Texto: Lorenzo Rodríguez Garrido

Si como reza el tópico la vida es un gran viaje, el cine ―que, según José Luis Garci, uno de los cineastas que más y mejor ha escrito sobre el séptimo arte, es una vida de repuesto― no podía quedar al margen de esta vocación viajera. Hay muchas formas de viajar o, mejor aún, muchos tipos de viaje, y todo depende de la mirada del viajero. Hay viajeros que dan la vuelta al mundo y no son capaces de aprender nada (como aquellos turistas americanos de Playtime, la estupenda y lúcida película de Jacques Tati) y a otros, sin embargo, les basta con bajar a la calle a comprar tabaco para vivir numerosas aventuras: incluso los hay que no vuelven… Ya decía Rilke que hay que aprender a ver.

Hay viajes en solitario y viajes en pareja («Viajar a Marte / o al cuarto de la plancha, / pero contigo», susurra Luis Alberto de Cuenca). Viajes alrededor del cuarto, como quiere Maistre, aquel militar del siglo XVIII, o sin salir de él, igual que Fernán-Gómez en El anacoreta. Hay viajes por el espacio, y de eso Kubrick sabe algo, y viajes con la mente: ahí está El vagabundo de las estrellas de Jack London, quizá la mayor defensa de la imaginación jamás escrita; ahí está Érase una vez américa de Sergio Leone, el sueño psicodélico más hermoso jamás filmado. Hay viajes interiores y viajes anteriores. Y también hay viajes alrededor del ombligo, pero eso lo dejamos para otro día.

Sí, el tópico está en lo cierto: toda vida es un relato y todo relato es un viaje. Un relato significa movimiento. ¿Y qué otra cosa hacemos sino movernos de aquí para allá con la lengua fuera? Si deseáramos estar quietos, poner nuestra vida en suspenso colgándola de la percha junto a los pantalones viejos, las aguas del tiempo ya se encargarían de zarandearnos. Braceamos en la épica, aunque sea cotidiana. No, me temo que no hay escapatoria para el viaje. Todo nace de éste y todo remite a él. Incluso la palabra progreso, tan en boca de nuestros políticos en los últimos días, tiene su origen en el concepto de viaje. Progressus significa desplazamiento; si es hacia El Dorado o hacia el abismo eso todavía está por ver. Para ese viaje no necesitamos alforjas, dice el refrán.

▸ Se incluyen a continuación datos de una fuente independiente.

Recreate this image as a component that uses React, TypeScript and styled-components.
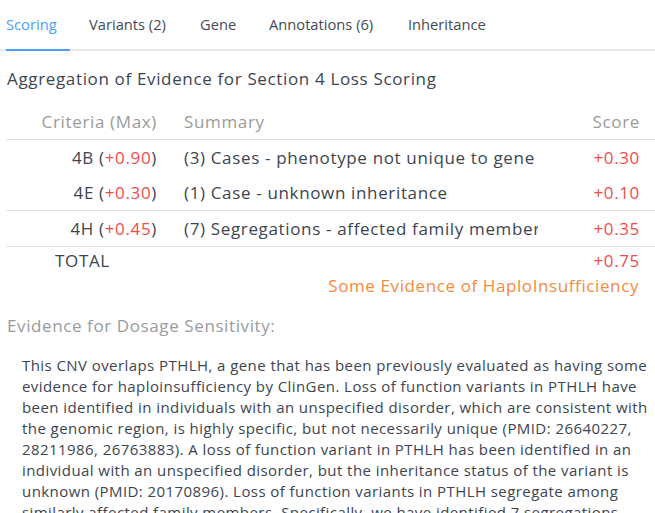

Un buen viaje siempre es largo. Y debemos cuidar que así sea. Debe estar salpicado de rodeos y meandros, de paradas en el camino, de noches al raso. Debe ser abierto, hospitalario con aquello que vaya saliendo a nuestro paso, igual que la buena columna, pero yo quería hablarles de cine. Pocas manifestaciones artísticas han sabido reflejar con tanta fuerza la idea del viaje. Desde Viaje a la luna (1902) de Georges Méliès, pasando por La caravana de Oregón (1923), Centauros del desierto (1956), En busca del arca pérdida (1981) hasta llegar a Up (2009), por citar unos cuantos hitos, el viaje es una presencia constante en la historia del celuloide. En el fondo, no hay ninguna película sin la presencia de éste, pues el héroe siempre llega cambiado al final: su paisaje interior ya es otro. El paisaje exterior, exuberante o desolado, suele ser un personaje más en las llamadas road-movies; y en esto, como en tanto, el cine bebe directamente de la literatura. Qué sería del romanticismo sin esos bosques lúgubres o castillos encantados. Con frecuencia, el color del paisaje es una metáfora del clima moral de los personajes que lo recorren, presagio del destino que les aguarda, y eso es justo lo que pasa en Easy Rider (1969), la existencial película de Dennis Hopper, fundacional en muchos aspectos. A veces, la geometría de un paisaje dice mucho de la historia que envuelve: los caminos, carreteras y encrucijadas que transitan durante décadas Audrey Hepburn y Albert Finney en esa inmortal radiografía sobre la pareja que es Dos en la carretera.

Ya dice Borges que lo mejor del viaje son los preparativos. Así que antes de que llegue ―y con él una posible redención―, podemos aligerar la espera con la lectura de Road trips. 40 itinerarios por las carreteras más bellas del mundo, una joya que atesora algunos de los rincones más sugestivos del planeta. Un libro para perderse durante horas y horas. Porque viajar tal vez no sea necesario, pero leer siempre lo es.